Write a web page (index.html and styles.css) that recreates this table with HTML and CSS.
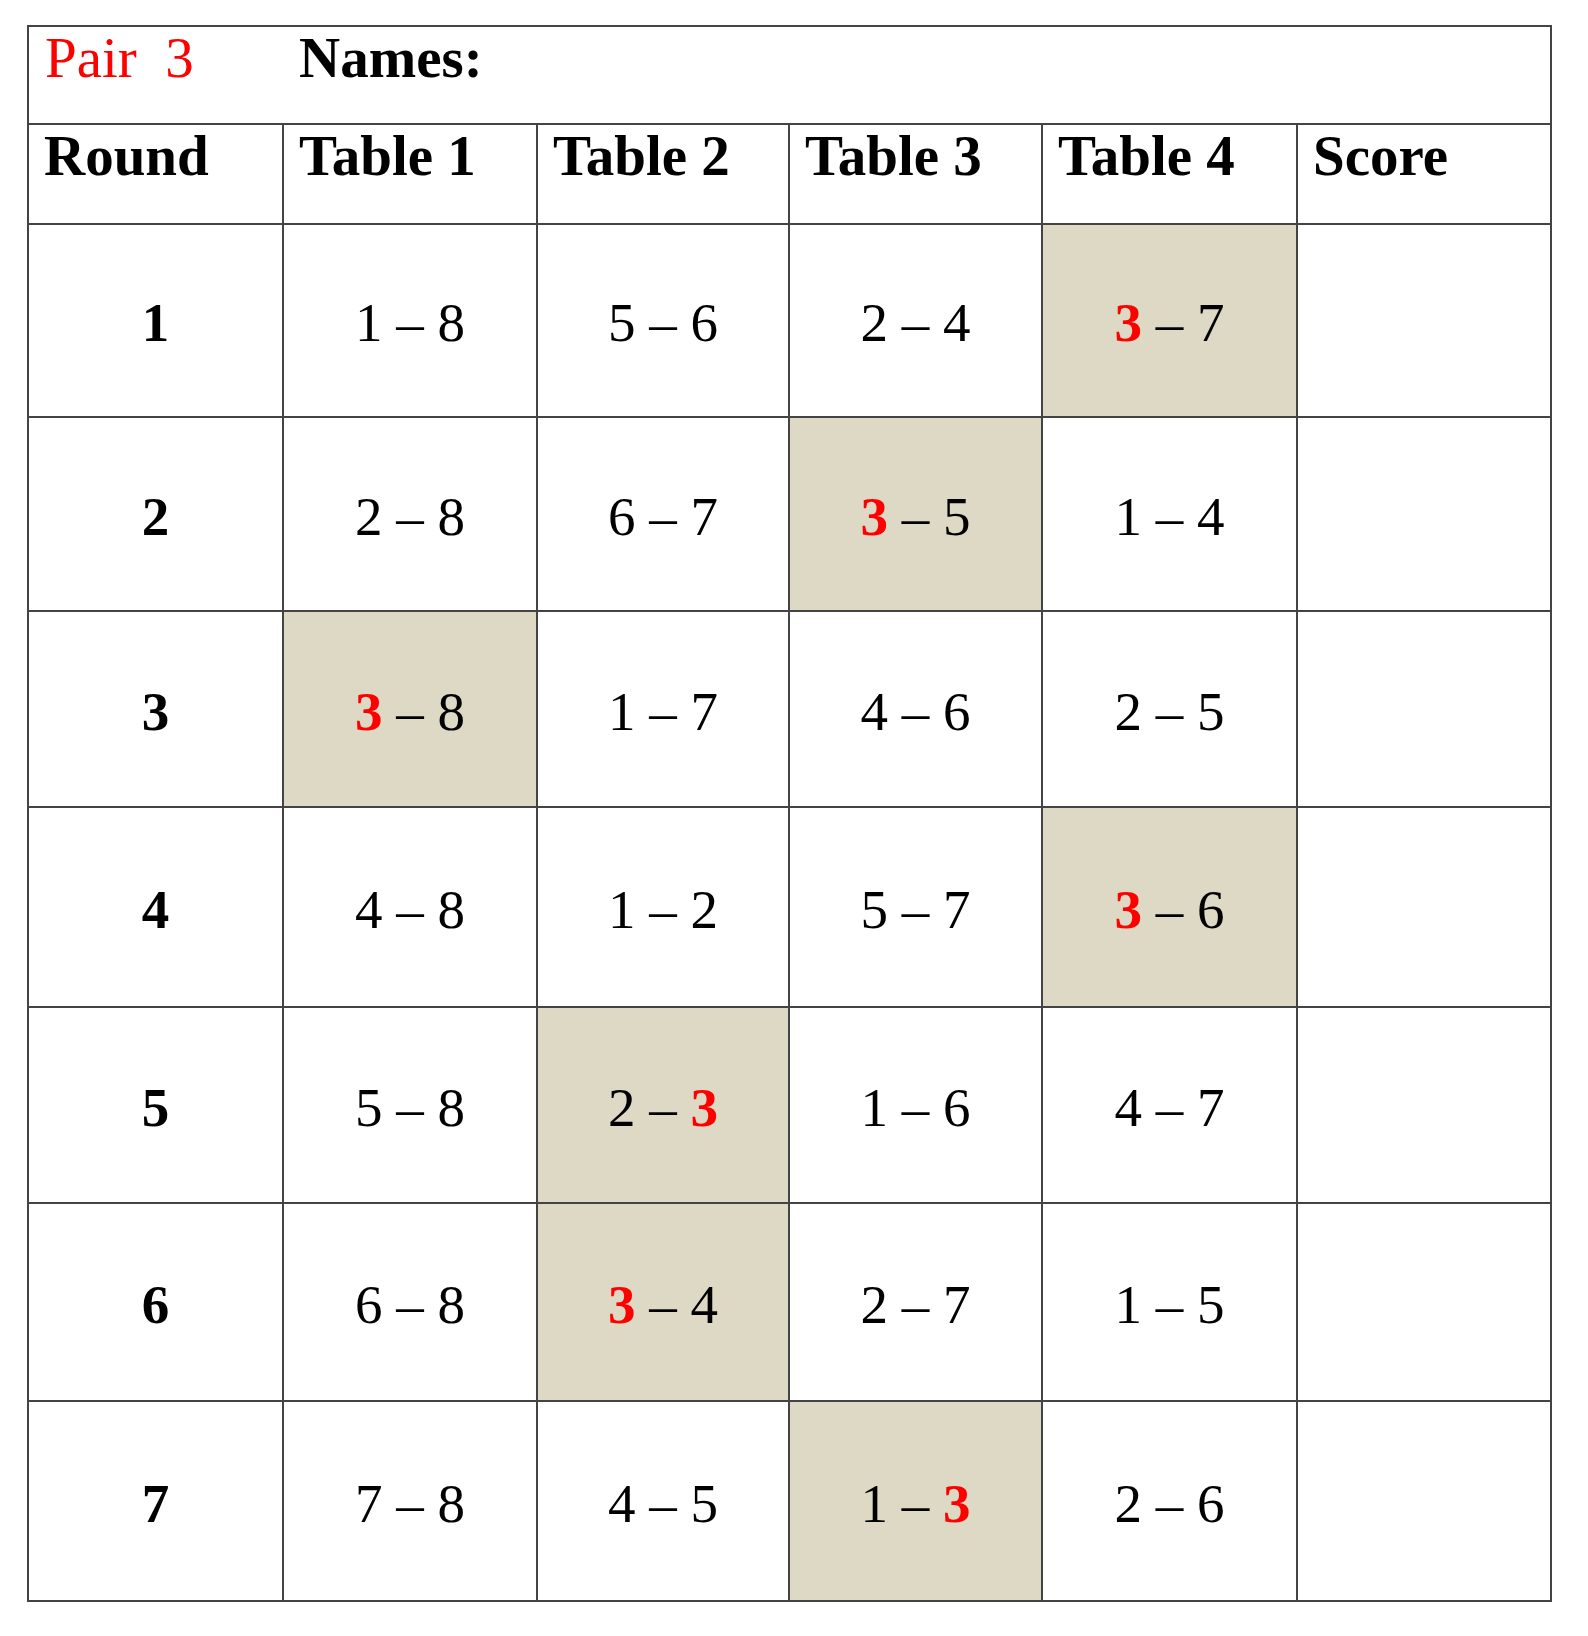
FILE: index.html
```html
<!DOCTYPE html>
<html lang="en">
<head>
<meta charset="utf-8">
<title>Pair 3 movement card</title>
<link rel="stylesheet" href="styles.css">
</head>
<body>
<div class="card">
  <div class="pair">Pair&nbsp; 3</div>
  <div class="names">Names:</div>

  <div class="head">Round</div>
  <div class="head">Table 1</div>
  <div class="head">Table 2</div>
  <div class="head">Table 3</div>
  <div class="head">Table 4</div>
  <div class="head">Score</div>

  <div class="rnd">1</div>
  <div class="cell">1 – 8</div>
  <div class="cell">5 – 6</div>
  <div class="cell">2 – 4</div>
  <div class="cell shade"><span class="me">3</span>&nbsp;– 7</div>
  <div class="cell"></div>

  <div class="rnd">2</div>
  <div class="cell">2 – 8</div>
  <div class="cell">6 – 7</div>
  <div class="cell shade"><span class="me">3</span>&nbsp;– 5</div>
  <div class="cell">1 – 4</div>
  <div class="cell"></div>

  <div class="rnd">3</div>
  <div class="cell shade"><span class="me">3</span>&nbsp;– 8</div>
  <div class="cell">1 – 7</div>
  <div class="cell">4 – 6</div>
  <div class="cell">2 – 5</div>
  <div class="cell"></div>

  <div class="rnd">4</div>
  <div class="cell">4 – 8</div>
  <div class="cell">1 – 2</div>
  <div class="cell">5 – 7</div>
  <div class="cell shade"><span class="me">3</span>&nbsp;– 6</div>
  <div class="cell"></div>

  <div class="rnd">5</div>
  <div class="cell">5 – 8</div>
  <div class="cell shade">2 –&nbsp;<span class="me">3</span></div>
  <div class="cell">1 – 6</div>
  <div class="cell">4 – 7</div>
  <div class="cell"></div>

  <div class="rnd">6</div>
  <div class="cell">6 – 8</div>
  <div class="cell shade"><span class="me">3</span>&nbsp;– 4</div>
  <div class="cell">2 – 7</div>
  <div class="cell">1 – 5</div>
  <div class="cell"></div>

  <div class="rnd">7</div>
  <div class="cell">7 – 8</div>
  <div class="cell">4 – 5</div>
  <div class="cell shade">1 –&nbsp;<span class="me">3</span></div>
  <div class="cell">2 – 6</div>
  <div class="cell"></div>
</div>
</body>
</html>
```
FILE: styles.css
```css
html, body {
  margin: 0;
  padding: 0;
  background: #ffffff;
}

body {
  font-family: "Liberation Serif", "Times New Roman", serif;
  color: #000000;
}

.card {
  margin: 25px 0 0 27px;
  width: max-content;
  display: grid;
  grid-template-columns: 255px 254px 252px 253px 255px 254px;
  grid-template-rows: 98px 100px 193px 194px 196px 200px 196px 198px 200px;
  border-top: 2px solid #444444;
  border-left: 2px solid #444444;
}

.card > div {
  box-sizing: border-box;
  border-right: 2px solid #444444;
  border-bottom: 2px solid #444444;
}

.pair {
  grid-column: 1;
  border-right: none !important;
  color: #ff0000;
  font-size: 57px;
  line-height: 57px;
  padding: 2px 0 0 16px;
}

.names {
  grid-column: 2 / 7;
  font-size: 57px;
  line-height: 57px;
  font-weight: bold;
  padding: 2px 0 0 15px;
}

.head {
  font-size: 57px;
  line-height: 57px;
  font-weight: bold;
  padding: 2px 0 0 15px;
}

.rnd,
.cell {
  display: flex;
  align-items: center;
  justify-content: center;
  font-size: 55px;
  line-height: 55px;
  padding-top: 4px;
}

.rnd {
  font-weight: bold;
}

.shade {
  background: #ddd9c4;
}

.me {
  color: #ff0000;
  font-weight: bold;
}
```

☆ ☆ ☆ ☆ ☆ ☆ ☆

▶ **What you are asked to do**
Collect each line holding the string "index".

▶ **Complete response**
Write a web page (index.html and styles.css) that recreates this table with HTML and CSS.
FILE: index.html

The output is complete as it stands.